### GIVEN REQUEST:
Pull out every line containing the string "page".
:::::
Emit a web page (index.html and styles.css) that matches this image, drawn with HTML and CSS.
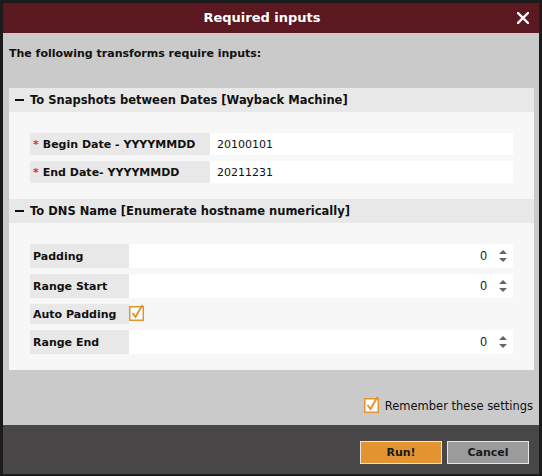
FILE: index.html
```html
<!DOCTYPE html>
<html>
<head>
<meta charset="utf-8">
<link rel="stylesheet" href="styles.css">
</head>
<body>
<div class="dialog">
  <div class="titlebar">
    <span class="title">Required inputs</span>
    <svg class="close" width="12" height="12" viewBox="0 0 12 12"><path d="M1 1L11 11M11 1L1 11" stroke="#fff" stroke-width="2.4" stroke-linecap="square"/></svg>
  </div>
  <div class="body">
    <div class="intro">The following transforms require inputs:</div>
    <div class="panel">
      <div class="sec-head"><span class="minus"></span>To Snapshots between Dates [Wayback Machine]</div>
      <div class="sec-body">
        <div class="row">
          <div class="label wide"><span class="req">*</span> Begin Date - YYYYMMDD</div>
          <div class="field">20100101</div>
        </div>
        <div class="row">
          <div class="label wide"><span class="req">*</span> End Date- YYYYMMDD</div>
          <div class="field">20211231</div>
        </div>
      </div>
      <div class="sec-head"><span class="minus"></span>To DNS Name [Enumerate hostname numerically]</div>
      <div class="sec-body">
        <div class="row tall">
          <div class="label narrow">Padding</div>
          <div class="field num"><span>0</span><span class="spin"><i class="up"></i><i class="down"></i></span></div>
        </div>
        <div class="row tall">
          <div class="label narrow">Range Start</div>
          <div class="field num"><span>0</span><span class="spin"><i class="up"></i><i class="down"></i></span></div>
        </div>
        <div class="row short">
          <div class="label narrow">Auto Padding</div>
          <div class="checkcell">
            <svg class="cb" width="16" height="18" viewBox="0 0 16 18"><rect x="0.75" y="3.75" width="13.5" height="13.5" fill="#fff" stroke="#e3932f" stroke-width="1.5"/><path d="M3.5 10L6.5 14L13.5 2" fill="none" stroke="#e3932f" stroke-width="2"/></svg>
          </div>
        </div>
        <div class="row tall">
          <div class="label narrow">Range End</div>
          <div class="field num"><span>0</span><span class="spin"><i class="up"></i><i class="down"></i></span></div>
        </div>
      </div>
    </div>
    <div class="remember">
      <svg class="cb" width="16" height="18" viewBox="0 0 16 18"><rect x="0.75" y="3.75" width="13.5" height="13.5" fill="#fff" stroke="#e3932f" stroke-width="1.5"/><path d="M3.5 10L6.5 14L13.5 2" fill="none" stroke="#e3932f" stroke-width="2"/></svg>
      <span>Remember these settings</span>
    </div>
  </div>
  <div class="footer">
    <button class="btn run">Run!</button>
    <button class="btn cancel">Cancel</button>
  </div>
</div>
</body>
</html>
```
FILE: styles.css
```css
* { box-sizing: border-box; }
html, body { margin: 0; padding: 0; }
body {
  width: 542px;
  height: 476px;
  font-family: "DejaVu Sans", Verdana, sans-serif;
  font-size: 11px;
  color: #111;
}
.dialog {
  width: 542px;
  height: 476px;
  border-style: solid;
  border-color: #1b1b1b;
  border-width: 3px 3px 2px 3px;
  display: flex;
  flex-direction: column;
  background: #cacaca;
}
.titlebar {
  height: 30px;
  background: #5b1820;
  display: flex;
  align-items: center;
  justify-content: center;
  padding-right: 18px;
  position: relative;
}
.title {
  color: #fff;
  font-weight: bold;
  font-size: 13px;
  line-height: 16px;
}
.close {
  position: absolute;
  right: 10px;
  top: 9px;
}
.body {
  height: 392px;
  padding: 0 5px 0 6px;
  display: flex;
  flex-direction: column;
}
.intro {
  font-weight: bold;
  line-height: 14px;
  padding-top: 14px;
  margin-bottom: 27px;
}
.panel {
  background: #f7f7f7;
}
.sec-head {
  height: 24px;
  background: #e8e8e8;
  display: flex;
  align-items: center;
  padding-left: 6px;
  font-weight: bold;
  font-size: 11.5px;
}
.minus {
  display: inline-block;
  width: 9px;
  height: 2px;
  background: #111;
  margin-right: 6px;
}
.sec-body {
  padding: 21px 21px 16px 21px;
  display: flex;
  flex-direction: column;
  gap: 6px;
}
.row {
  display: flex;
  height: 22px;
}
.row.tall { height: 24px; }
.row.short { height: 20px; }
.label {
  background: #e8e8e8;
  font-weight: bold;
  display: flex;
  align-items: center;
  padding-left: 3px;
  white-space: nowrap;
}
.label.wide { width: 180px; }
.label.narrow { width: 99px; }
.req { color: #d9323a; margin-right: 4px; }
.field {
  flex: 1;
  background: #fff;
  display: flex;
  align-items: center;
  padding-left: 7px;
}
.field.num {
  justify-content: flex-end;
  padding-right: 6px;
  font-family: "Liberation Sans", Arial, sans-serif;
  font-size: 12px;
}
.spin {
  display: flex;
  flex-direction: column;
  gap: 4px;
  margin-left: 12px;
  width: 8px;
}
.spin i {
  display: block;
  width: 0;
  height: 0;
  border-left: 4px solid transparent;
  border-right: 4px solid transparent;
}
.spin .up { border-bottom: 4px solid #666; }
.spin .down { border-top: 4px solid #666; }
.checkcell {
  display: flex;
  align-items: flex-end;
  padding-bottom: 3px;
}
.cb { display: block; }
.remember {
  margin-top: 25px;
  display: flex;
  justify-content: flex-end;
  align-items: flex-end;
  gap: 5px;
  padding-right: 1px;
  font-size: 11.5px;
}
.remember span { line-height: 14px; }
.footer {
  flex: 1;
  background: #484647;
  display: flex;
  justify-content: flex-end;
  align-items: flex-start;
  padding: 16px 10px 0 0;
  gap: 5px;
}
.btn {
  width: 82px;
  height: 23px;
  border: 1px solid #e6e6e6;
  font-family: "DejaVu Sans", Verdana, sans-serif;
  font-weight: bold;
  font-size: 11px;
  color: #1a1a1a;
  padding: 0;
}
.run { background: #e3932f; }
.cancel { background: #9b9b9b; }
```
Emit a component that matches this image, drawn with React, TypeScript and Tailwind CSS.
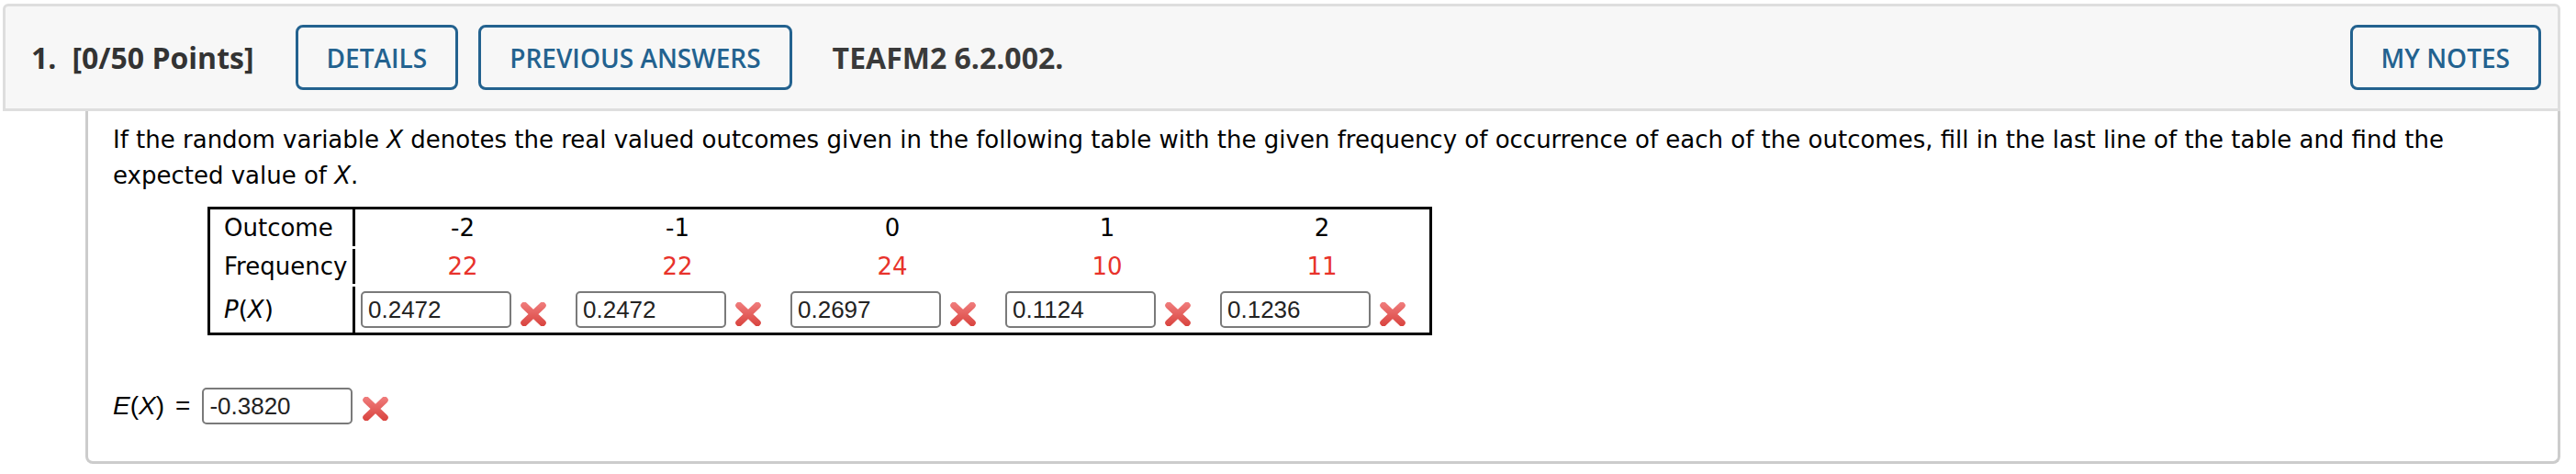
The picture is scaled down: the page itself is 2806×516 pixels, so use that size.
import React from "react";

const XMark = ({ className = "" }: { className?: string }) => (
  <svg width="28" height="26" viewBox="0 0 28 26" className={className}>
    <defs>
      <linearGradient id="xgrad" x1="0" y1="0" x2="0" y2="26" gradientUnits="userSpaceOnUse">
        <stop offset="0" stopColor="#f07d7d" />
        <stop offset="1" stopColor="#d9443f" />
      </linearGradient>
    </defs>
    <path d="M4 3.5 L24 22.5 M24 3.5 L4 22.5" stroke="url(#xgrad)" strokeWidth="7.5" strokeLinecap="round" fill="none" />
  </svg>
);

const Field = ({ value }: { value: string }) => (
  <div className="w-[164px] h-[40px] border-2 border-[#7a7a7a] rounded-[5px] bg-white flex items-center pl-[6px] text-[26px] text-[#222] font-['Liberation_Sans',Arial,sans-serif]">
    {value}
  </div>
);

const outcomes = ["-2", "-1", "0", "1", "2"];
const freqs = ["22", "22", "24", "10", "11"];
const probs = ["0.2472", "0.2472", "0.2697", "0.1124", "0.1236"];

const Btn = ({ children }: { children: React.ReactNode }) => (
  <div className="h-[71px] border-[3px] border-[#23628f] rounded-[8px] px-[31px] flex items-center text-[28px] font-semibold text-[#23628f] font-['Open_Sans',sans-serif] bg-[#f7f7f7]">
    {children}
  </div>
);

export default function App() {
  return (
    <div className="w-[2806px] h-[516px] bg-white overflow-hidden">
      <div className="ml-[3px] pt-[4px] w-[2786px]">
        <div className="h-[117px] border-[3px] border-[#dedede] bg-[#f7f7f7] rounded-t-[6px] flex items-center pl-[28px] pr-[18px] font-['Open_Sans',sans-serif] text-[#333333]">
          <span className="text-[32px] font-bold">1.</span>
          <span className="text-[32px] font-bold ml-[17px]">[0/50 Points]</span>
          <div className="ml-[45px] flex gap-[22px]">
            <Btn>DETAILS</Btn>
            <Btn>PREVIOUS ANSWERS</Btn>
          </div>
          <span className="ml-[44px] text-[32px] font-bold text-[#3a3a3a]">TEAFM2 6.2.002.</span>
          <div className="ml-auto">
            <Btn>MY NOTES</Btn>
          </div>
        </div>
        <div className="ml-[90px] h-[384px] border-l-[3px] border-r-[3px] border-b-[3px] border-[#cccccc] rounded-b-[8px] pt-[12px] pl-[27px] font-['DejaVu_Sans',Verdana,sans-serif] text-black">
          <p className="text-[26px] leading-[39px]">
            If the random variable <i>X</i> denotes the real valued outcomes given in the following table with the given frequency of occurrence of each of the outcomes, fill in the last line of the table and find the
            <br />
            expected value of <i>X</i>.
          </p>
          <div className="mt-[14px] ml-[103px] w-[1334px] border-[3px] border-black flex flex-col gap-[3px] text-[26px]">
            <div className="flex h-[40px] items-center">
              <div className="w-[158px] h-full border-r-[3px] border-black pl-[15px] flex items-center">Outcome</div>
              {outcomes.map((o, i) => (
                <div key={i} className="w-[234px] text-center">{o}</div>
              ))}
            </div>
            <div className="flex h-[38px] items-center">
              <div className="w-[158px] h-full border-r-[3px] border-black pl-[15px] flex items-center">Frequency</div>
              {freqs.map((f, i) => (
                <div key={i} className="w-[234px] text-center text-[#e8322b]">{f}</div>
              ))}
            </div>
            <div className="flex h-[50px] items-center">
              <div className="w-[158px] h-full border-r-[3px] border-black pl-[15px] flex items-center">
                <i>P</i>(<i>X</i>)
              </div>
              {probs.map((p, i) => (
                <div key={i} className="w-[234px] pl-[6px] flex items-center">
                  <Field value={p} />
                  <XMark className="ml-[10px] mt-[10px]" />
                </div>
              ))}
            </div>
          </div>
          <div className="mt-[56px] flex items-center font-['Liberation_Sans',Arial,sans-serif]">
            <span className="text-[28px]">
              <i>E</i>(<i>X</i>)
            </span>
            <span className="text-[28px] ml-[12px] mr-[13px]">=</span>
            <Field value="-0.3820" />
            <XMark className="ml-[11px] mt-[6px]" />
          </div>
        </div>
      </div>
    </div>
  );
}
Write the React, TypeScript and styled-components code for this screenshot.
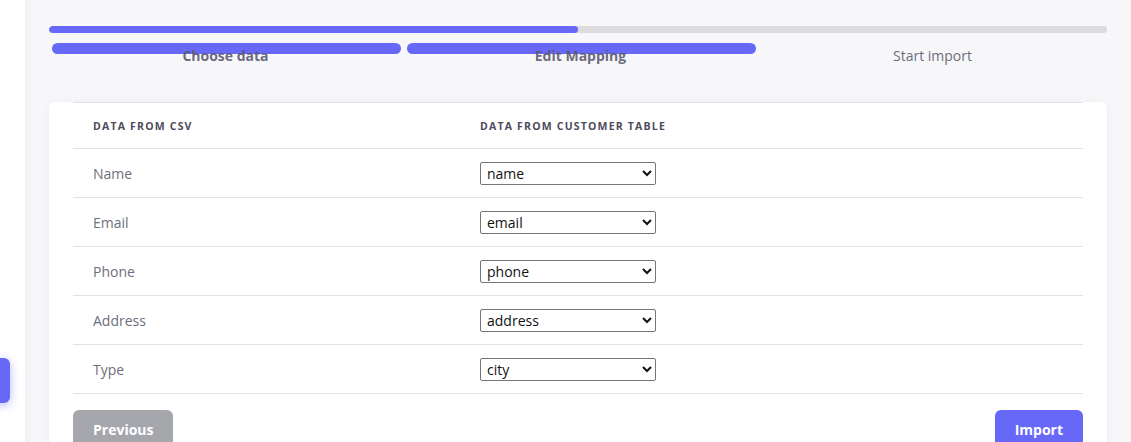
import React, {useState} from 'react';
import {createGlobalStyle, styled} from 'styled-components';

const accent = '#6767f8';

const GlobalStyle = createGlobalStyle`
    html, body {
        margin: 0;
        padding: 0;
        background: #f7f7fa;
        font-family: "Open Sans", "Noto Sans", sans-serif;
        overflow: hidden;
    }
`;

const steps = [
    {label: 'Choose data', done: true},
    {label: 'Edit Mapping', done: true},
    {label: 'Start import', done: false},
];

const initialRows = [
    {label: 'Name', value: 'name'},
    {label: 'Email', value: 'email'},
    {label: 'Phone', value: 'phone'},
    {label: 'Address', value: 'address'},
    {label: 'Type', value: 'city'},
];

const fields = ['name', 'email', 'phone', 'address', 'city'];

const App = () => {
    const [rows, setRows] = useState(initialRows);

    const onChange = (index: number, value: string) => {
        setRows(rows.map((row, i) => (i === index ? {...row, value} : row)));
    };

    return (
        <Layout>
            <GlobalStyle/>
            <Sidebar>
                <SideTab/>
            </Sidebar>
            <Main>
                <ProgressBar>
                    <ProgressFill style={{width: '50%'}}/>
                </ProgressBar>
                <Steps>
                    {steps.map(step => (
                        <Step key={step.label}>
                            {step.done && <StepPill/>}
                            <StepLabel $done={step.done}>{step.label}</StepLabel>
                        </Step>
                    ))}
                </Steps>
                <Card>
                    <Table>
                        <HeadRow>
                            <HeadCell>Data from CSV</HeadCell>
                            <HeadCell>Data from customer table</HeadCell>
                        </HeadRow>
                        {rows.map((row, i) => (
                            <Row key={row.label}>
                                <Cell>{row.label}</Cell>
                                <Cell>
                                    <FieldSelect value={row.value} onChange={e => onChange(i, e.target.value)}>
                                        {fields.map(f => <option key={f} value={f}>{f}</option>)}
                                    </FieldSelect>
                                </Cell>
                            </Row>
                        ))}
                    </Table>
                    <Actions>
                        <Button $variant="secondary">Previous</Button>
                        <Button $variant="primary">Import</Button>
                    </Actions>
                </Card>
            </Main>
        </Layout>
    );
};

const Layout = styled.div`
    display: flex;
    min-height: 100vh;
`;

const Sidebar = styled.aside`
    position: relative;
    flex-shrink: 0;
    width: 25px;
    background: #fff;
    box-shadow: 2px 0 10px rgba(30, 30, 60, 0.05);
    z-index: 1;
`;

const SideTab = styled.div`
    position: absolute;
    top: 358px;
    left: -10px;
    width: 20px;
    height: 45px;
    border-radius: 6px;
    background: ${accent};
    box-shadow: 0 2px 10px rgba(103, 103, 248, 0.45);
`;

const Main = styled.main`
    flex: 1;
    min-width: 0;
    padding: 26px 24px 0;
`;

const ProgressBar = styled.div`
    height: 7px;
    border-radius: 4px;
    background: #dcdcde;
    overflow: hidden;
`;

const ProgressFill = styled.div`
    height: 100%;
    border-radius: 4px;
    background: ${accent};
`;

const Steps = styled.div`
    display: grid;
    grid-template-columns: repeat(3, 349px);
    gap: 6px;
    margin: 10px 0 0 3px;
    height: 26px;
`;

const Step = styled.div`
    display: grid;
    justify-items: center;
    align-items: start;
`;

const StepPill = styled.div`
    grid-area: 1 / 1;
    justify-self: stretch;
    height: 11px;
    border-radius: 6px;
    background: ${accent};
`;

const StepLabel = styled.span<{ $done: boolean }>`
    grid-area: 1 / 1;
    position: relative;
    padding-top: 3px;
    font-size: 14px;
    line-height: 20px;
    font-weight: ${p => (p.$done ? 700 : 400)};
    color: ${p => (p.$done ? 'rgba(90, 88, 110, 0.9)' : '#6e6e7c')};
    transform: translateX(${p => (p.$done ? '-1px' : '-4px')});
`;

const Card = styled.section`
    margin-top: 33px;
    padding: 0 24px 24px;
    background: #fff;
    border-radius: 6px;
    box-shadow: 0 1px 10px rgba(30, 30, 60, 0.05);
`;

const Table = styled.div`
    border-top: 1px solid #e2e2e6;
`;

const HeadRow = styled.div`
    display: grid;
    grid-template-columns: 387px 1fr;
    height: 45px;
    align-items: center;
    border-bottom: 1px solid #e2e2e6;
`;

const HeadCell = styled.div`
    padding-left: 20px;
    font-size: 10.5px;
    font-weight: 700;
    letter-spacing: 1.2px;
    text-transform: uppercase;
    color: #4d4c5c;
`;

const Row = styled.div`
    display: grid;
    grid-template-columns: 387px 1fr;
    height: 48px;
    align-items: center;
    border-bottom: 1px solid #e2e2e6;
`;

const Cell = styled.div`
    padding-left: 20px;
    font-size: 14px;
    color: #6f6f7b;
    display: flex;
    align-items: center;
`;

const FieldSelect = styled.select`
    width: 176px;
    height: 23px;
    font-family: "Open Sans", "Noto Sans", sans-serif;
    font-size: 14px;
    color: #111;
    background: #fff;
    border: 1px solid #767676;
    border-radius: 2px;
    padding: 0 2px;
`;

const Actions = styled.div`
    display: flex;
    justify-content: space-between;
    margin-top: 16px;
`;

const Button = styled.button<{ $variant: 'primary' | 'secondary' }>`
    height: 38px;
    padding: 0 20px;
    border: none;
    border-radius: 6px;
    font-family: "Open Sans", "Noto Sans", sans-serif;
    font-size: 14px;
    font-weight: 700;
    color: #fff;
    background: ${p => (p.$variant === 'primary' ? accent : '#a6a6ad')};
    cursor: pointer;
`;

export default App;
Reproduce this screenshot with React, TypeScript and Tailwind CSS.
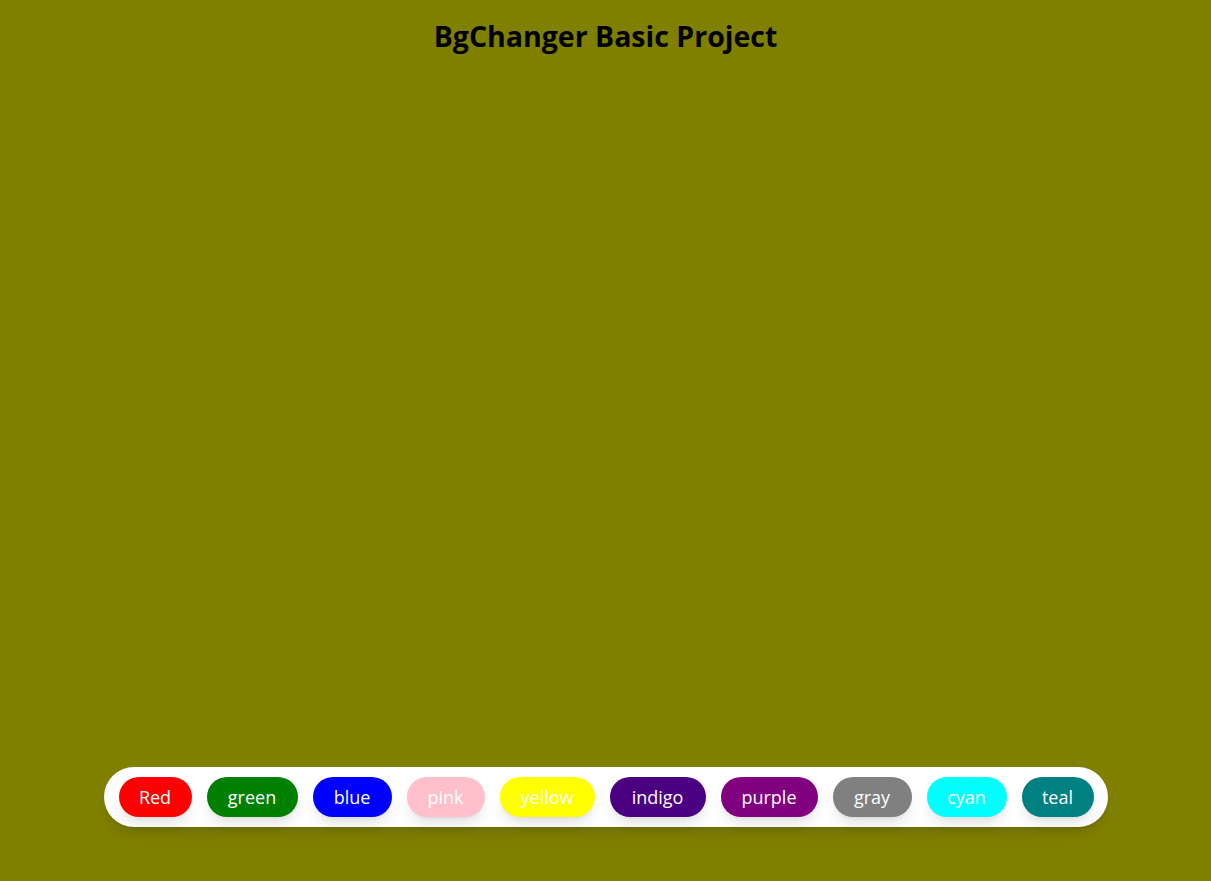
:::::
### ANSWER TO THE PROBLEM:
Emit a web page (index.html and styles.css) that matches this image, drawn with HTML and CSS.
The picture is scaled down: the page itself is 2806×516 pixels, so use that size.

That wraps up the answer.